++++ ENTRIES SHOWN ++++

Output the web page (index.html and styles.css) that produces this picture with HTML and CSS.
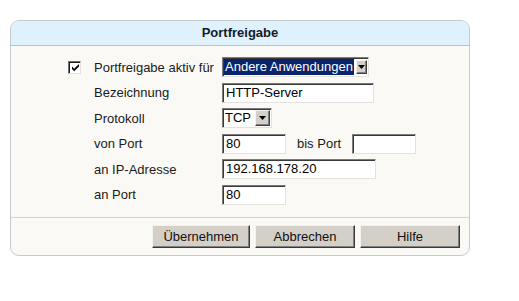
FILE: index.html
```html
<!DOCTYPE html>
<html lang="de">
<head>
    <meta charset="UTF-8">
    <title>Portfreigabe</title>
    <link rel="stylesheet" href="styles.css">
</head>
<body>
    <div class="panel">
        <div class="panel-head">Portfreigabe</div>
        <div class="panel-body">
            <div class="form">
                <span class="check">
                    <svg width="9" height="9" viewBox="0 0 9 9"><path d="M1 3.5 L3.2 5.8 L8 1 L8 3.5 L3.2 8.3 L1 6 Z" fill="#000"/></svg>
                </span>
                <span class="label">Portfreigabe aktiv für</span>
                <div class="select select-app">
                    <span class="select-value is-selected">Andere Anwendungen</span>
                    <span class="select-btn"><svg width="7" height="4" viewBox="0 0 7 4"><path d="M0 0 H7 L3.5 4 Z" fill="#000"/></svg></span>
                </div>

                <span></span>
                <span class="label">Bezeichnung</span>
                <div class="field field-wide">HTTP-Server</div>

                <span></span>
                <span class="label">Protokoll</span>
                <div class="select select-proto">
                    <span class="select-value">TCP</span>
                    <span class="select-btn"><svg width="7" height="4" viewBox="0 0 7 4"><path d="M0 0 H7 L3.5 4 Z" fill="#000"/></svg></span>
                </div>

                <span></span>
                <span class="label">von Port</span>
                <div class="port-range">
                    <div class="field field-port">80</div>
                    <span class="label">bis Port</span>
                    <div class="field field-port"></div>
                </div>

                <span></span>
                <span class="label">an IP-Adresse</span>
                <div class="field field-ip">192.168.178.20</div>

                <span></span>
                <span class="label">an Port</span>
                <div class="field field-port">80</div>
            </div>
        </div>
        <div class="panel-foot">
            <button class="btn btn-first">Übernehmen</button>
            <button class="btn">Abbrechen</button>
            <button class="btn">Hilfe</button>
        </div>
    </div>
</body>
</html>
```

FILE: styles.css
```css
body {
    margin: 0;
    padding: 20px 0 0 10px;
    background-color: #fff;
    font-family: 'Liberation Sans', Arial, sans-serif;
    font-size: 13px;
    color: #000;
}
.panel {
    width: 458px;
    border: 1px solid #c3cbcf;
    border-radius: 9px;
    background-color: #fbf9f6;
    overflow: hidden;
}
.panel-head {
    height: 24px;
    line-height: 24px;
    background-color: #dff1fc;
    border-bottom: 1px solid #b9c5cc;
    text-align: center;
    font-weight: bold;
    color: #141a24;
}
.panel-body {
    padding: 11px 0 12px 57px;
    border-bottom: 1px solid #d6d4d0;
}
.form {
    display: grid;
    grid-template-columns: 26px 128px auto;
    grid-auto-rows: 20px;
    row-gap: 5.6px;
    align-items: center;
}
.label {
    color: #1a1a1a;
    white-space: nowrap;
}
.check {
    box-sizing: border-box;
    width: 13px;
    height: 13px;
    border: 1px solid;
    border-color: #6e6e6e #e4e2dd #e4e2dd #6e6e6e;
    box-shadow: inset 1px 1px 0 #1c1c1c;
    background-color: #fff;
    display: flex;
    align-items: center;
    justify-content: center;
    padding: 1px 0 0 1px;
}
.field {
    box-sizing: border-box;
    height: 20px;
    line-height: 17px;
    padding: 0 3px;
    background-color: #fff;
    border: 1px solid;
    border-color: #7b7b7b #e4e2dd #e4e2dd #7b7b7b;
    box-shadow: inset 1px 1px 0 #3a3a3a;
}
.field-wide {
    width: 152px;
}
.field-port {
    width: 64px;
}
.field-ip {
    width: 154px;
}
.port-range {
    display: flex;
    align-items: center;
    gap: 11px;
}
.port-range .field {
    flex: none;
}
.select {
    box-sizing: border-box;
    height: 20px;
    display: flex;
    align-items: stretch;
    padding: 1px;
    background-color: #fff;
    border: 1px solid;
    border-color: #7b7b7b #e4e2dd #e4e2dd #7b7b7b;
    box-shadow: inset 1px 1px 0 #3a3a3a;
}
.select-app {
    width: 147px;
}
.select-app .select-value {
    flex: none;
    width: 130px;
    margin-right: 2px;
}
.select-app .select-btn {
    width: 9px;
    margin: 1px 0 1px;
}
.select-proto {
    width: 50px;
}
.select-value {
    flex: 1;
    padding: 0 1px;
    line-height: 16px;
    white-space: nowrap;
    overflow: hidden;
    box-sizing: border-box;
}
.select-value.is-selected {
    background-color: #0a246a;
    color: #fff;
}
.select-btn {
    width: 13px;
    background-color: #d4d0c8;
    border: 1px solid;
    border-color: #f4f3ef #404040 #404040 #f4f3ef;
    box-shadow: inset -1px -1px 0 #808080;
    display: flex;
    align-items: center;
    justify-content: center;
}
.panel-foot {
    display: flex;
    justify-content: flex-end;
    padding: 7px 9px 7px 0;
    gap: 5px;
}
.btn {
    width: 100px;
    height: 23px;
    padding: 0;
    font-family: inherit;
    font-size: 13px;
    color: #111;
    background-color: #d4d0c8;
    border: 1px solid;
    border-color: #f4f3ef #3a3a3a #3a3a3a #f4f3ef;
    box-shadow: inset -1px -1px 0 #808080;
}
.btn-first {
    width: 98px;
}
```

++++
++++ ENTRIES SHOWN ++++

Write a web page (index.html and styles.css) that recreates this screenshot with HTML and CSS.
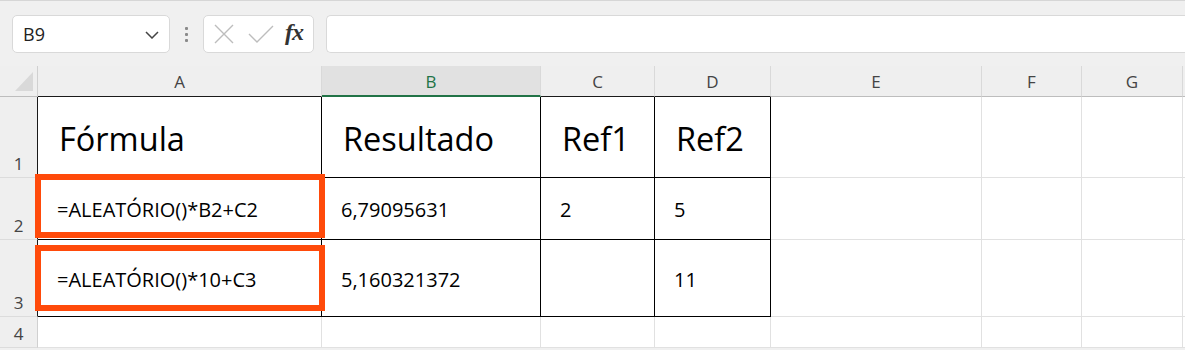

++++
++++ ENTRIES SHOWN ++++

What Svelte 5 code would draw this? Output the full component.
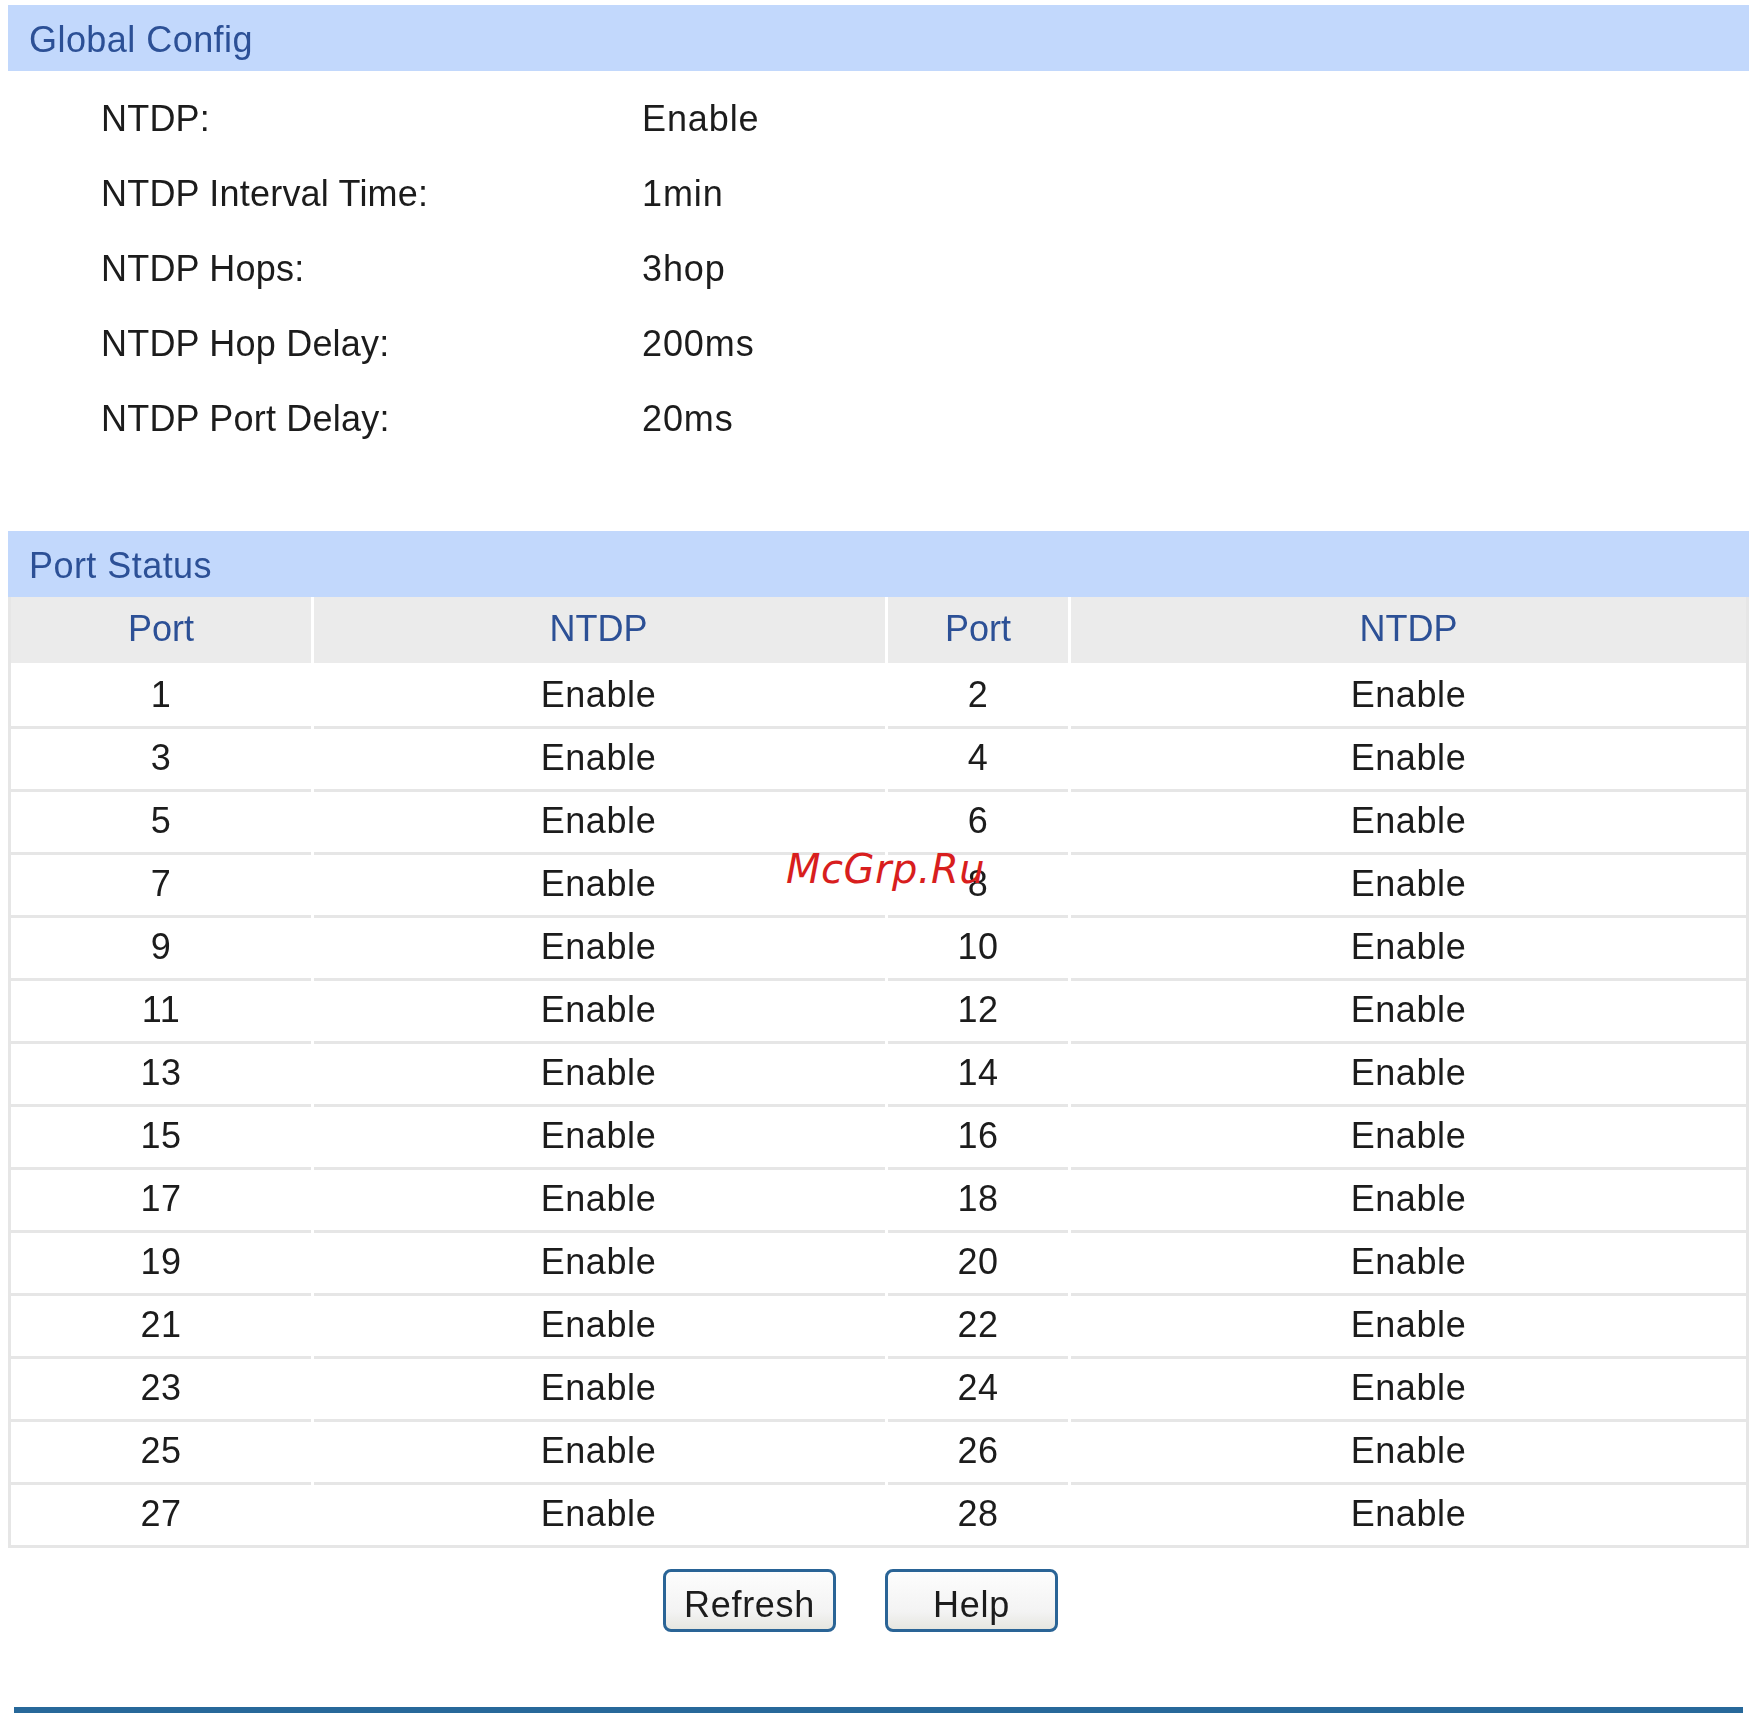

++++

- _INSTRUCTIONS FOR THE TASK_
Each line that holds the string "this" counts once; give the total and nothing else.

- _RESULT_
3